O segundo ato é repetitivo e Deus Ex Machínico. A paródia ácida se torna caricatura rasgada e, como já referido acima, sem a real anarquia tipo Monty Phyton, parece subestimar o potencial de reflexão. Sem falar no total desperdício do ator Rob Morgan, o terceiro vértice da ciência ligado à interseccionalidade com questões raciais no filme. Porém, Dicaprio realmente está ótimo em sua atuação analisada isoladamente, até porque o roteiro sacrifica o desenvolvimento de todo mundo por ele, chegando a usar uns três grandes artistas como suas escadas.

É bom avisar que há duas cenas pós crédito, mas que só reafirmam a tônica da bobagem intencional, mesmo após a ótima seqüência do jantar aludindo ao cult “Impacto Profundo” de Mimi Leder. Não que tudo isso já não estivesse presente em obras anteriores de McKay… Seja nas que acertam ou erram o alvo. As piadas às vezes parecem o velho Saturday Night Live, datado, até porque o próprio famoso humorístico já se renovou inúmeras vezes, fazendo com que “Não Olhe para Cima” pareça sua versão ultrapassada de esquetes com perucas e maquiagens bufonas, sem sutileza ou ironia alguma.

Evidente que McKay às vezes acerta o alvo, como em “A Grande Aposta” (ao menos ao ver deste crítico), ou erre feio, como em “Vice” (cujas cenas pós crédito conseguem, inclusive, piorar ainda mais a interpretação do filme).
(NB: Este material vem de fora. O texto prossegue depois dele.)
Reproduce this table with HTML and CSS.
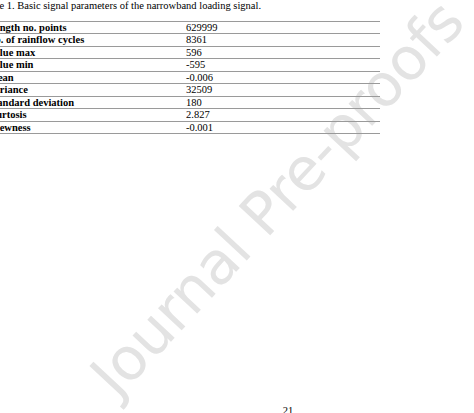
FILE: index.html
```html
<!DOCTYPE html>
<html>
<head>
<meta charset="utf-8">
<link rel="stylesheet" href="styles.css">
</head>
<body>
<main class="page">
  <div class="watermark">Journal Pre-proofs</div>
  <p class="caption">Table 1. Basic signal parameters of the narrowband loading signal.</p>
  <div class="params" role="table">
    <div class="row" role="row"><span class="label">Length no. points</span><span class="value">629999</span></div>
    <div class="row" role="row"><span class="label">No. of rainflow cycles</span><span class="value">8361</span></div>
    <div class="row" role="row"><span class="label">Value max</span><span class="value">596</span></div>
    <div class="row" role="row"><span class="label">Value min</span><span class="value">-595</span></div>
    <div class="row" role="row"><span class="label">Mean</span><span class="value">-0.006</span></div>
    <div class="row" role="row"><span class="label">Variance</span><span class="value">32509</span></div>
    <div class="row" role="row"><span class="label">Standard deviation</span><span class="value">180</span></div>
    <div class="row" role="row"><span class="label">Kurtosis</span><span class="value">2.827</span></div>
    <div class="row" role="row"><span class="label">Skewness</span><span class="value">-0.001</span></div>
  </div>
  <footer class="pageno">21</footer>
</main>
</body>
</html>
```

FILE: styles.css
```css
html, body {
  margin: 0;
  padding: 0;
  background: #ffffff;
  overflow: hidden;
}
body {
  width: 474px;
  height: 413px;
  position: relative;
  font-family: "Liberation Serif", "Times New Roman", serif;
  font-size: 10.5px;
  color: #000;
}
.page {
  position: relative;
  margin-left: -19px;
  width: 614px;
}
.caption {
  margin: 0;
  line-height: 12px;
  white-space: nowrap;
}
.params {
  position: relative;
  margin: 8.5px 0 0 7px;
  width: 392px;
  border-top: 1px solid #9a9a9a;
}
.row {
  display: grid;
  grid-template-columns: 196px 196px;
  height: 11.5px;
  line-height: 11.5px;
  border-bottom: 1px solid #9a9a9a;
  white-space: nowrap;
}
.label {
  font-weight: bold;
}
.value {
  padding-left: 2px;
}
.pageno {
  margin-top: 271px;
  text-align: center;
  line-height: 12px;
}
.watermark {
  position: absolute;
  left: 296px;
  top: 198px;
  transform: translate(-50%, -50%) rotate(-47deg);
  font-family: "DejaVu Sans", sans-serif;
  font-size: 59px;
  letter-spacing: -0.5px;
  color: #e3e3e3;
  white-space: nowrap;
  z-index: 0;
}
```
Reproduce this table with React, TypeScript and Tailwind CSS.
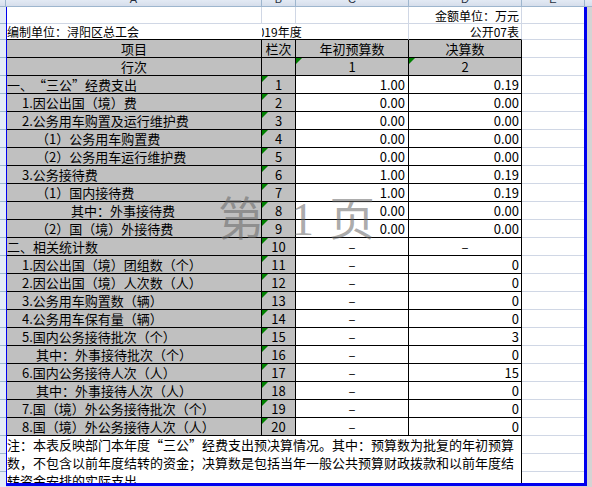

Mas, aqui, tais cenas reforçam todas as intenções mais superficiais. Diminuem valores. A melhor (e única) frase da personagem de Mark Rylance com real valor no filme, referindo-se a estatísticas e probabilidades para DiCaprio em determinado momento da trama, é logo esvaziada pela reiteração dessas estatísticas para Streep com outro sentido, muito mais vão e escatológico — só pra citar um exemplo.

E o fato de um filme com muitas divergências talvez configurar caso de ser um “fenômeno” a ser estudado não significa que não possa ou até deva ser abarcado pelo crivo crítico — e que isso também não signifique que a pessoa esteja deixando de defender seu campo ideológico (mesmo que o filme seja da mesma “ideologia”, teoricamente falando). Muito pelo contrário, fenômenos possuem campos específicos de estudo da fenomenologia. Podemos analisar o filme pela sociologia, pela antropologia, pela psicologia ou etc… Mas a crítica de cinema, apesar de poder beber da fonte de todas estas referências acima, também possui sua própria fonte, advinda de uma história de linguagem e estética de obras e pensadores prévios. Impossível não mergulhar neles também. Um resultado não exclui o outro.

Mas, respeitosamente, é bom repetir que também seja compreensível que a catarse gerada especificamente no Brasil após a saturação desses dois anos amplie a experiência do filme nesse momento histórico específico. É muito difícil pra os brasileiros não lavar a alma com figuras parodiadas tipo Carluxo, Pazuello e até Bolsonaro, etc., ainda mais como agentes assumidos do Apocalipse. No entanto, também há de se afirmar que a nossa realidade dá de mil na história do asteroide neste filme, então nem contemplou tanto assim a catarse almejada pela analogia.